As for emptiness, in this it exists
And that in this one exists.
It is not empty, it is not not empty,
Because of the existence, the non-existence and the existence
In this way, everything is explained;
This is the Middle Way.”
That is to say, according to the classical commentaries, that the paratantra (“the imagination of what exactly is not”) “exists;” but “in it the” subject-object “couple,” that is to say the entirely fictitious (parikalpita) “does not exist. As for emptiness, in this” paratantra “it exists” as the absence of the wholly fictitious, “and that” (the heteronomous), “in this one” (emptiness), “it exists.” Therefore, “it is not empty,” but “it is not non-empty” either, “because of the existence” of the parantra, “the non-existence” of the wholly fictitious (parikalpita) “and the existence” of the perfectly established (pariniṣpanna) as the non-existence of the fictitious in the heteronomous. And “In this way, everything is explained”.

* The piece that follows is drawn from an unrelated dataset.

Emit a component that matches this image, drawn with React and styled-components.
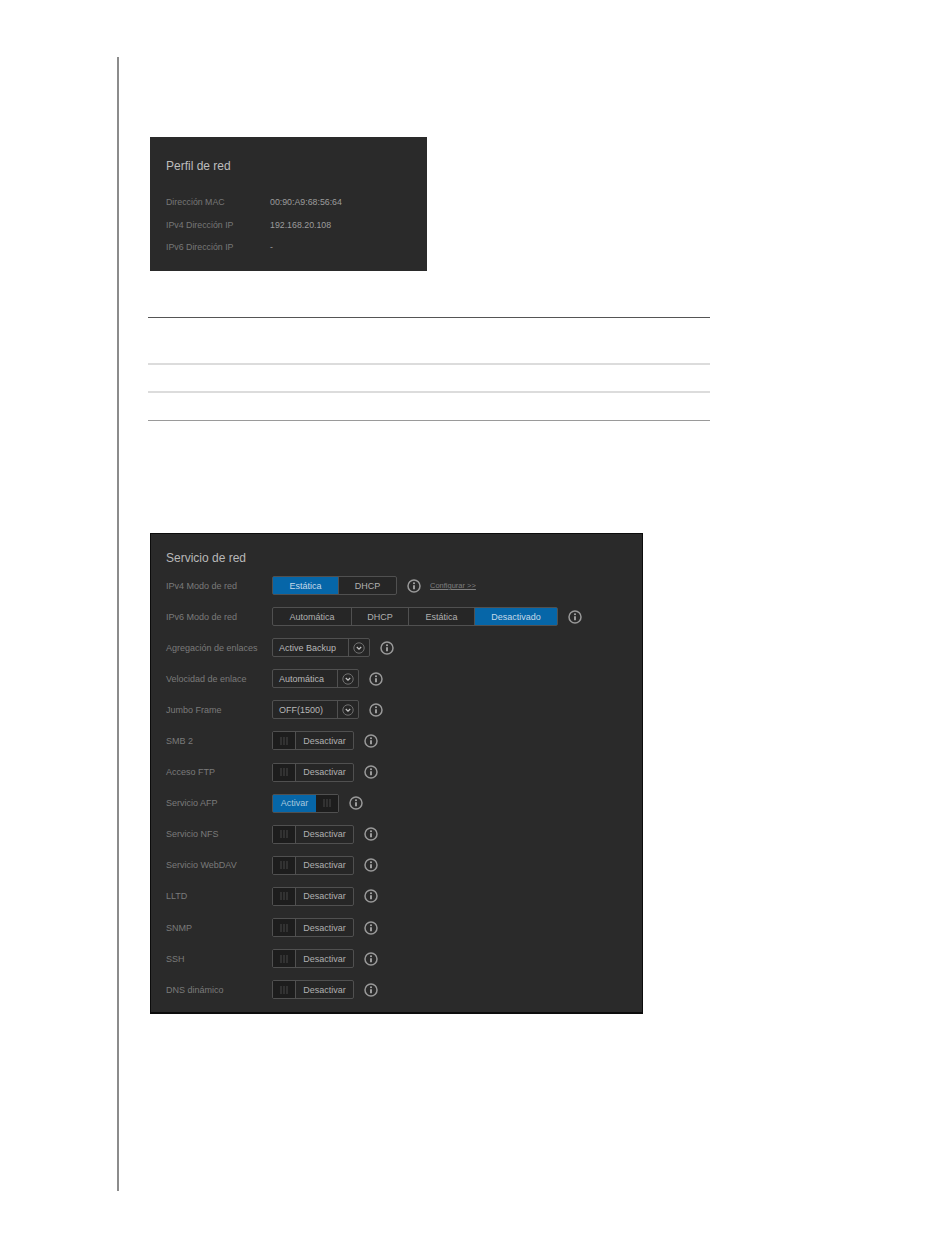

[8] Kun btags kyis stong pa dang skye ba ngo bo nyid med pa sogs chos bdag med kyi don du 'dod kyang dBu ma pas dpyad na snang gzhi shes pa nyid bden par khas-blangs pas chos bdag med kyi mtshan nyid yongs su ma rdzogs pas nyi tshe bar shes so |
[9] gNas gyur, eq. skt. āśrayaparāvṛtti, “revolution of the support” in most ancient translators (cf. e.g. Lamotte, La Somme du Grand Véhicule d'Asaṅga, pp. 276 ff. ), “fundamental deflection” in Oltramare, La théosophie bouddhique (pp. 317 and 333). The latter curiously defines this term in the following way (p. 317, n. 2): “The āśrayaparāvṛtti is the work through which the world ceases to appear and deep reality is revealed.” But it is actually the same thing that is called first “the world” and then “the deep reality”... A happier definition of this “transmutation” in Mi pham’s spirit would be rather: the operation by which is revealed the coincidence of being and appearance (gnas snang mthun pa), or the conjunction of the essential aspect (chos nyid, gnas lugs, or gnas tshul) and the phenomenal aspect (chos can, snang tshul).

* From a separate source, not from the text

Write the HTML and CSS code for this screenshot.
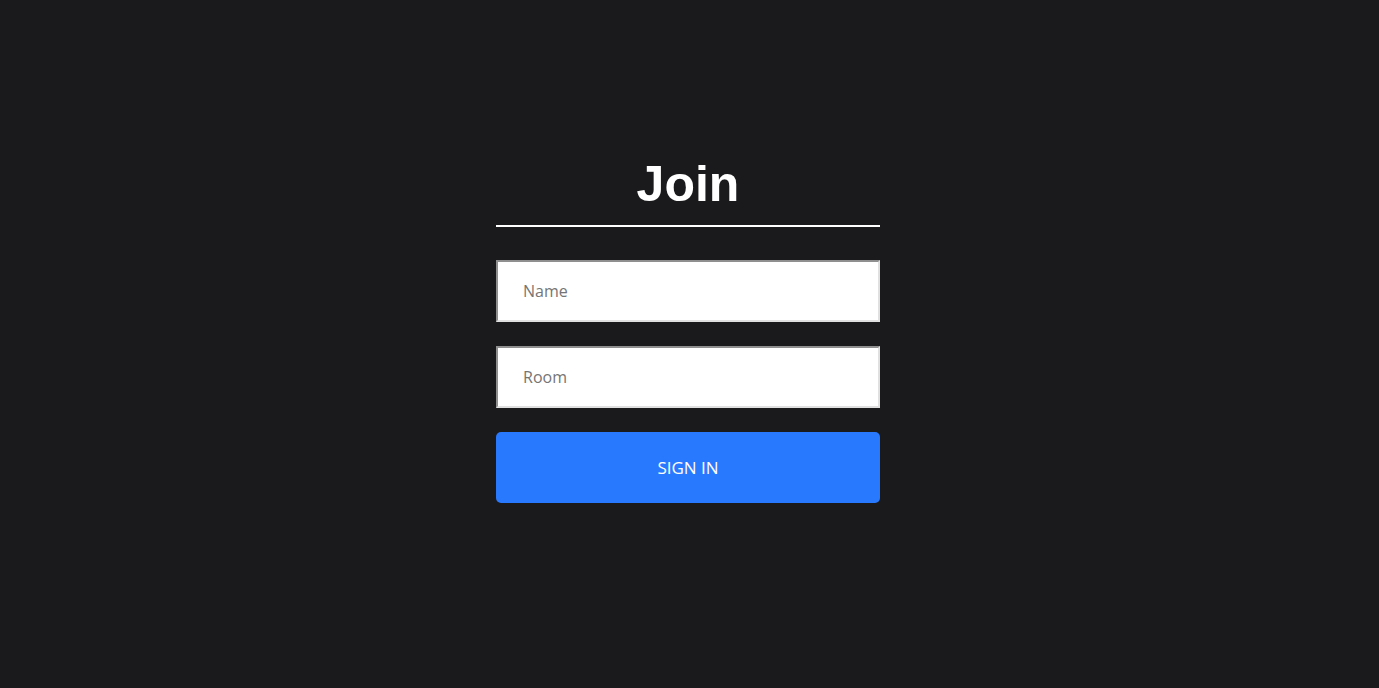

It is the Mahāyānastrālaṅkāra (IX, 12; XI, 17-18 and 44-45; XIX, 53-54, etc...) that most precisely details the modalities of the transmutation of the eight consciousnesses (rnam shes tshogs brgyad) into the five principial knowledges (ye shes lnga), a capital point of the Mahāyāna, which is also central, with a few changes of inflection, in the tantras in general and even in the rDzogs chen. Thus, for example, the theory of the transmutation of the material elements into diaprous lights at the moment of the rainbow body (’ja’ lus), so typical of the doctrine of the sNying thig, appears to me as an extension (original, it is true) of these old doctrines of the Mahāyāna. The rnying ma commentators, keen on hierarchical constructions, would certainly incline to distinguish the āśrayaparāvṛtti of the Vijñānavāda from that of the tantras, making the former a real transformation of the vijñāna, the fruit of the laborious cultivation of the bodhisattva Path – while they would see in the latter the mere recognition of an eternally pre-existing reality. But these somewhat sharp antinomies should not be taken too naively. Indeed, the practice instruction texts (khrid yig) of the rDzogs chen, while positing that everything is perfect from the start, nevertheless admit a certain de facto progressiveness of the reintegration of the phenomenal aspect (chos can) into the essential aspect (chos nyid); and, on the other hand, one would find many idealistic treatises (notably, many passages in the Five Dharmas attributed by the Tibetans to Maitreya) to assert that, despite the progressiveness of the path, the Dharmatā or Dharmadhātu is always perfect, without evolution, and that neither the Buddhas’ Enlightenement nor the delusions of the migrants do not add to or detract from it.
[10] Lam tshogs gnyis la 'bad pas 'bras bu gnas gyur pa'i ye shes lnga'i bdag nyid sangs rgyas su 'grub par 'dod do |
[11] De la kun rdzob tsam du byang chub sems dpas sems can thams cad mya ngan las bzla bar bya'o snyam pa'i go cha chen po bgos shing |
[12] Merit (bsod nams) and principal knowledge (ye shes).
[13] Asaṃkhyeya.
[14] Lam tshogs gnyis tshad med pa la bskal pa grangs med du mar yang nas yang du spyad nas | 'bras bu rnam mkhyen gyi ye shes thob ste gdul bya'i re ba yid bzhin du skong ba dang |
[15] sKye ba re re dang lus re re tsam gyis ma yin la | thugs kyi rgyud yon tan gyi khyad par gyis gong nas gong du 'phags shing | mthar ye shes dang yon tan mtha' dag la mnga' dbang 'byor dgos pa'i… – I confess that this passage leaves me a little perplexed. The author probably has in mind the distinction between the activity of bodhisattvas and that of Buddhas.